From the opening, Hiding In The Melody’s only goal is to take you somewhere else. Its various guitar riffs wail on throughout the seven-minute song as lyrics like “how I wanted to try” and “how I wanted to be there” give the epic sound emotional resonance. Much like Cars, it’s great for the end of the night or for introspection, but also if you want to just trip out. It’s a psychedelic rock ride that’ll keep lifting you higher.

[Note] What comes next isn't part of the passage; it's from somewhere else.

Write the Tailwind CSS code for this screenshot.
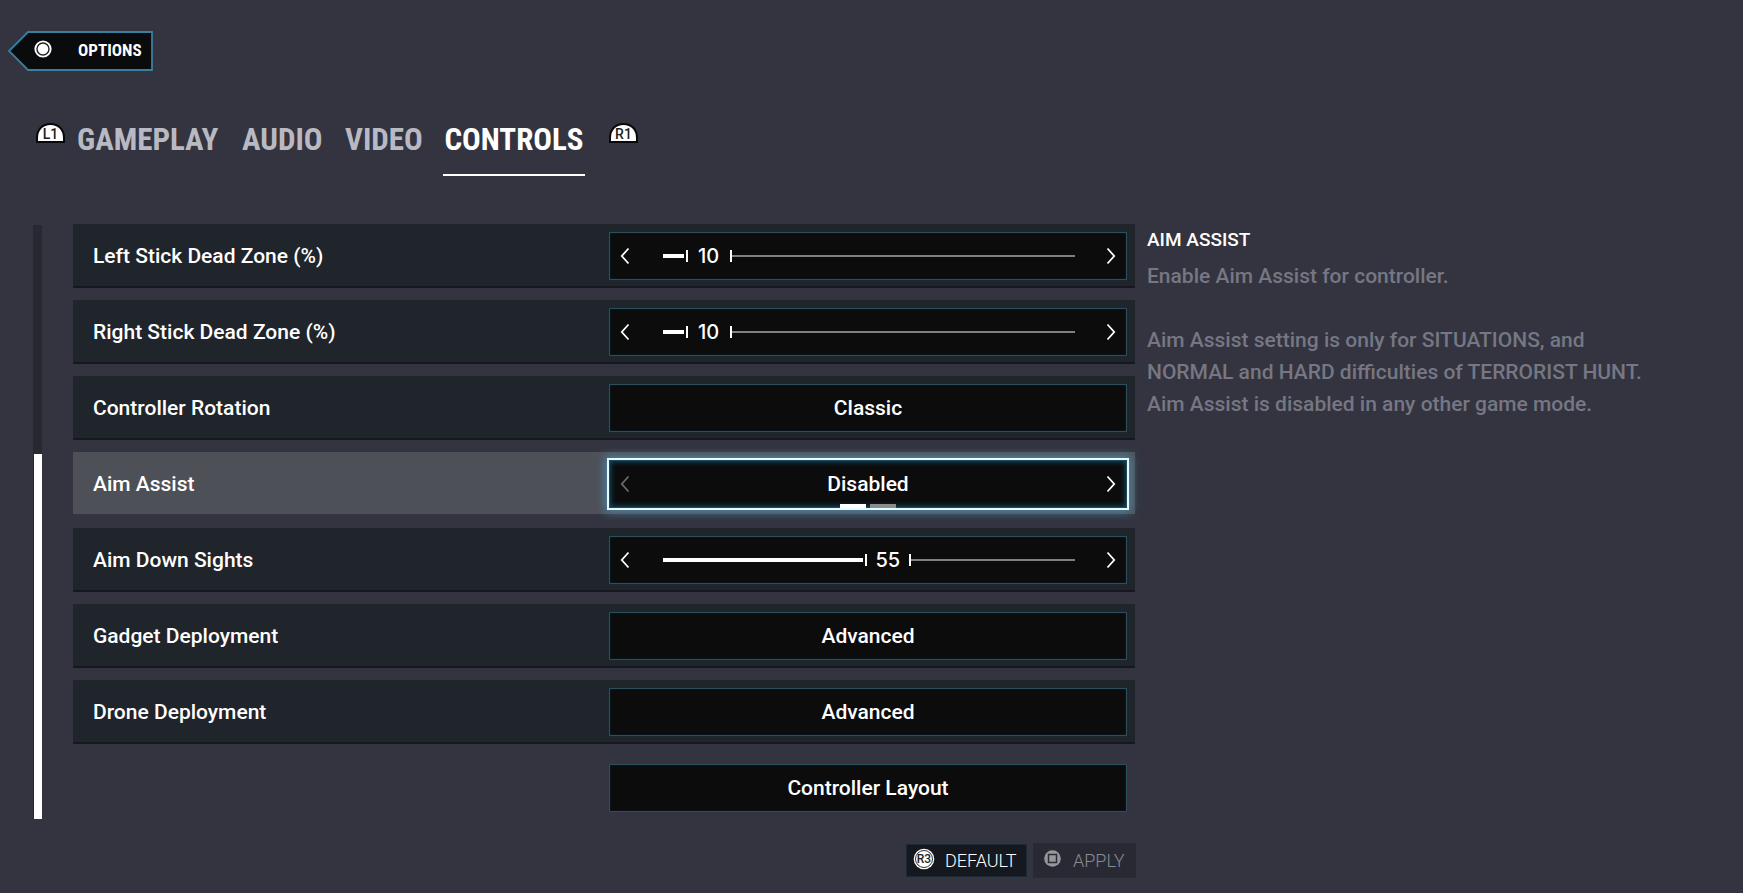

Australian band Gang of Youths produced this chill banger back in 2017 but it becomes more relevant by the day. It spins the somber tale of someone who has given up their dreams and any sense of care. As he spirals in disillusion, a youthful hope approaches him. While the two dance the night away, he implores the children of the next generation not to lose faith like he did. All of his nights are apathetically the same because “sometimes life sucks and everything is gray,” but maybe it’ll be different for you. Despite this, the track isn’t sad, but rather looks at eternity and delivers a toast to whatever may come. Fuck me if that isn’t relatable in 2019.

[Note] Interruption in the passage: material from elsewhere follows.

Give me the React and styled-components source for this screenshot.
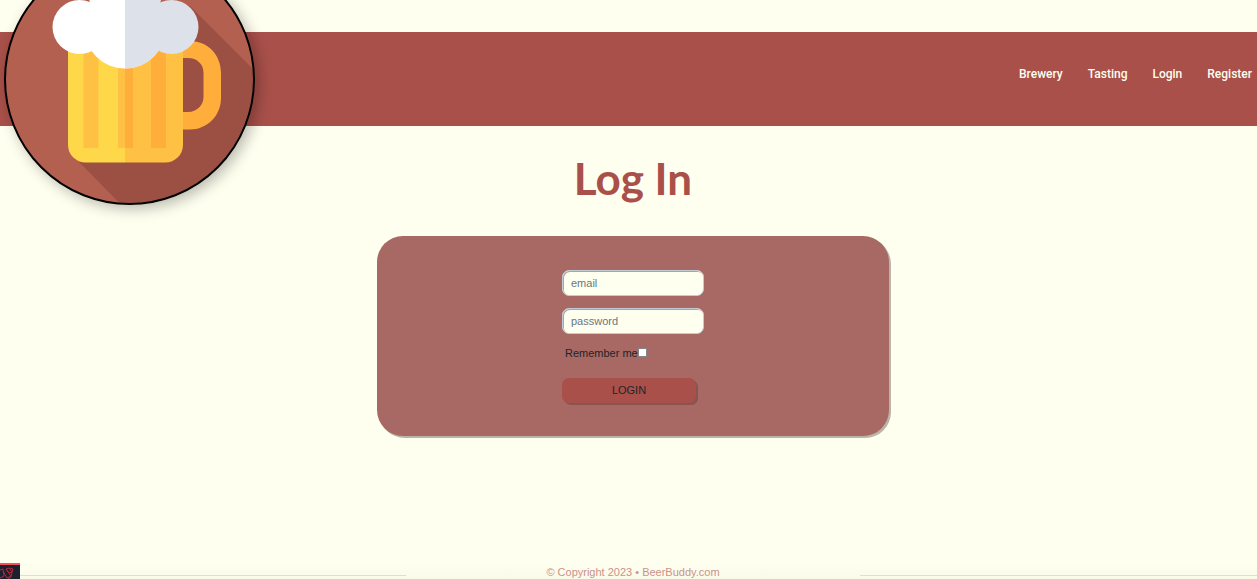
import React from "react";
import styled, { createGlobalStyle } from "styled-components";

const color = {
  page: "#fffff0",
  brick: "#a9504a",
  card: "#a86863",
  ink: "#212529",
};

const GlobalStyle = createGlobalStyle`
  *, *::before, *::after { box-sizing: border-box; }
  body {
    margin: 0;
    background: ${color.page};
    color: ${color.ink};
    font-family: "Liberation Sans", Arial, sans-serif;
    font-size: 11px;
    line-height: 14px;
  }
`;

const Page = styled.div`
  display: flex;
  flex-direction: column;
  min-height: 100vh;
  padding-top: 32px;
`;

const Header = styled.header`
  position: relative;
  display: flex;
  align-items: center;
  justify-content: flex-end;
  height: 94px;
  padding: 0 5px 10px;
  background: ${color.brick};
`;

const LogoLink = styled.a`
  position: absolute;
  left: 4px;
  bottom: -79px;
  width: 251px;
  height: 251px;
  border-radius: 50%;
  box-shadow: 4px 4px 14px rgba(0, 0, 0, 0.28);

  svg { display: block; }
`;

const Nav = styled.nav`
  display: flex;
  gap: 25px;
`;

const NavLink = styled.a`
  color: ${color.page};
  font-family: Roboto, sans-serif;
  font-size: 12px;
  font-weight: 500;
  text-decoration: none;
`;

const Main = styled.main`
  flex: 1;
  display: flex;
  flex-direction: column;
  align-items: center;
  padding: 24px 0 24px 9px;
`;

const Title = styled.h1`
  margin: 0 0 30px;
  color: ${color.brick};
  font-family: Lato, sans-serif;
  font-size: 44px;
  font-weight: 700;
  line-height: 56px;
`;

const Card = styled.section`
  display: flex;
  justify-content: center;
  width: 512px;
  max-width: 100%;
  padding: 34px 24px 32px;
  border-radius: 26px;
  background: ${color.card};
  box-shadow: 2px 2px 0 #bab5a9;
`;

const Form = styled.form`
  display: flex;
  flex-direction: column;
  align-items: flex-start;
  width: 142px;
`;

const TextInput = styled.input`
  width: 100%;
  height: 26px;
  margin-bottom: 12px;
  padding: 0 8px 1px;
  border: 1px solid #c3ccd4;
  border-radius: 7px;
  background: ${color.page};
  box-shadow: inset 1px 1px 0 #aaa5a2;
  color: ${color.ink};
  font: inherit;

  &::placeholder { color: #6c757d; opacity: 1; }
`;

const Remember = styled.label`
  display: flex;
  align-items: flex-start;
  padding-left: 3px;
`;

const Checkbox = styled.input`
  appearance: none;
  width: 9px;
  height: 9px;
  margin: 2px 0 0;
  border: 1px solid #858585;
  background: #fff;

  &:checked { background: ${color.brick}; }
`;

const Submit = styled.button`
  width: 134px;
  height: 25px;
  margin: 18px 0 1px;
  padding: 0 0 1px;
  border: 0;
  border-radius: 7px;
  background: ${color.brick};
  box-shadow: 2px 2px 0 #875550;
  color: ${color.ink};
  font: inherit;
`;

const Footer = styled.footer`
  display: flex;
  align-items: flex-end;
  height: 16px;
  background: linear-gradient(${color.page}, #fafae9);
`;

const Rule = styled.hr`
  flex: ${(p) => p.$grow};
  height: 1px;
  margin: 0 0 3px;
  border: 0;
  background: #deded2;
`;

const Copyright = styled.p`
  width: 454px;
  margin: 0;
  color: #cb928a;
  text-align: center;
`;

const DebugToggle = styled.button`
  position: fixed;
  left: 0;
  bottom: 0;
  width: 20px;
  height: 16px;
  padding: 0;
  overflow: hidden;
  border: 0;
  border-top: 2px solid #f4515b;
  background: #1b2130;

  svg { display: block; }
`;

function BeerLogo() {
  return (
    <svg width="251" height="251" viewBox="4 -46 251 251" aria-hidden="true">
      <defs>
        <clipPath id="disc"><circle cx="129.5" cy="79.5" r="124" /></clipPath>
        <clipPath id="foam-right"><rect x="125" y="-46" width="130" height="251" /></clipPath>
        <clipPath id="glass">
          <path d="M68 20H183V145A17.5 17.5 0 0 1 165.500 162.500H85.500A17.500 17.500 0 0 1 68 145Z" />
        </clipPath>
      </defs>
      <circle cx="129.5" cy="79.5" r="124.500" fill="#b46050" />
      <g clipPath="url(#disc)">
        <path d="M190 6L270 86V240H156L78 161L110 90Z" fill="#9c5043" />
        <path d="M183 41H190C208 41 221 55 221 73V98C221 116 207 129.500 190 129.500H183V112H188C197 112 203.500 105 203.500 97V73C203.500 64 197 58 188 58H183Z" fill="#ffae3b" />
        <g clipPath="url(#glass)">
          <path d="M68 20H125V164H68Z" fill="#ffd849" />
          <path d="M125 20H183V164H125Z" fill="#ffc143" />
          <path d="M83.500 20H98.500V148H83.500ZM118 20H125V148H118Z" fill="#ffc143" />
          <path d="M125 20H133V148H125ZM151 20H166V148H151Z" fill="#ffae3b" />
        </g>
        <g fill="#fff">
          <circle cx="79.500" cy="27" r="27" />
          <circle cx="125" cy="28" r="40.500" />
          <circle cx="125" cy="-5" r="36" />
        </g>
        <g fill="#dde1ea" clipPath="url(#foam-right)">
          <circle cx="171.500" cy="27" r="27" />
          <circle cx="125" cy="28" r="40.500" />
          <circle cx="125" cy="-5" r="36" />
        </g>
      </g>
      <circle cx="129.5" cy="79.5" r="124.500" fill="none" stroke="#000" strokeWidth="2" />
    </svg>
  );
}

function DebugIcon() {
  return (
    <svg width="20" height="14" viewBox="0 0 20 14" fill="none" stroke="#b82832" aria-hidden="true">
      <path d="M0 5L3 4L4 11L0 13M3 6L7 13L11 11L6 4M6 4L9 3L12 7L9 8ZM10 3L13 4L12 7L11 12L8 14" />
    </svg>
  );
}

const links = ["Brewery", "Tasting", "Login", "Register"];

export default function App() {
  return (
    <>
      <GlobalStyle />
      <Page>
        <Header>
          <LogoLink href="#home" aria-label="BeerBuddy"><BeerLogo /></LogoLink>
          <Nav>
            {links.map((name) => (
              <NavLink key={name} href={`#${name.toLowerCase()}`}>{name}</NavLink>
            ))}
          </Nav>
        </Header>
        <Main>
          <Title>Log In</Title>
          <Card>
            <Form onSubmit={(e) => e.preventDefault()}>
              <TextInput type="email" placeholder="email" aria-label="email" />
              <TextInput type="password" placeholder="password" aria-label="password" />
              <Remember htmlFor="remember">
                Remember me
                <Checkbox id="remember" type="checkbox" />
              </Remember>
              <Submit type="submit">LOGIN</Submit>
            </Form>
          </Card>
        </Main>
        <Footer>
          <Rule $grow={406} />
          <Copyright>© Copyright 2023 • BeerBuddy.com</Copyright>
          <Rule $grow={397} />
        </Footer>
      </Page>
      <DebugToggle type="button" aria-label="Debug bar"><DebugIcon /></DebugToggle>
    </>
  );
}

Drift away with the chorus as it consists of atmospheric howling and powerful violins. To me, it’s a near perfect song that captures what modern rock can be and makes me excited for what’s next.
With groovy guitar and engaging melodies, Parquet Courts keep you on your feet from beginning to end as the fun and upbeat piano takes your hand. A. Savage’s vocals are confident and raw as he echoes the sentiment of a garage-rock band, full of passion and authenticity.
The whole album Wide Awake! is an amazing piece of work in itself. If you wanted to know where the good rock is in 2019, look no further than Parquet Courts’ latest album, but brace yourselves; it slaps.
The Districts present an interesting take on the state of modern rock with regard to their dynamic sound and emphasis on distortion. The power chords are gripping as the Pennsylvania band takes you on a ride of an orchestra of raw and uncut guitar as singer Rob Grote belts out: “long way down from the top to the bottom.”
The Districts are still a young and rising rock band that needs to find some more consistency in their sound. However, if you dig Young Blood, be sure to check our their other hits Long Distance and Funeral Beds.
The 18-year-old Maryland product’s Heat Wave possesses such depth with strong accompanied vocals, the fact that the whole album is such a cohesively strong piece is remarkable in itself.
The emotional maturity that Snail Mail demonstrates as she navigates the treacherous waters of relationships and love, bringing it all together with a confidently powerful bridge that straps you down in a straightjacket of teenage of assertion: “I’m not into sometimes.”
Without a doubt, Aphasia can be easily penciled in as one of my favorite songs, ever. With enough flavors to warrant a charge for extra toppings, this song touches on the roots of indie rock with mixing in tastes of folk, country, grunge and tops it all off with a garage-rock nostalgia.
Singer Evan Stephens Hall performs perfectly in sync with accompanied instrumentals, which leads to a satisfying sound and journey as the listener embarks on a universal ballad of self-discovery and actualization. Also, easily one of the best videos on YouTube is their performance of Aphasia on Audiotree Live.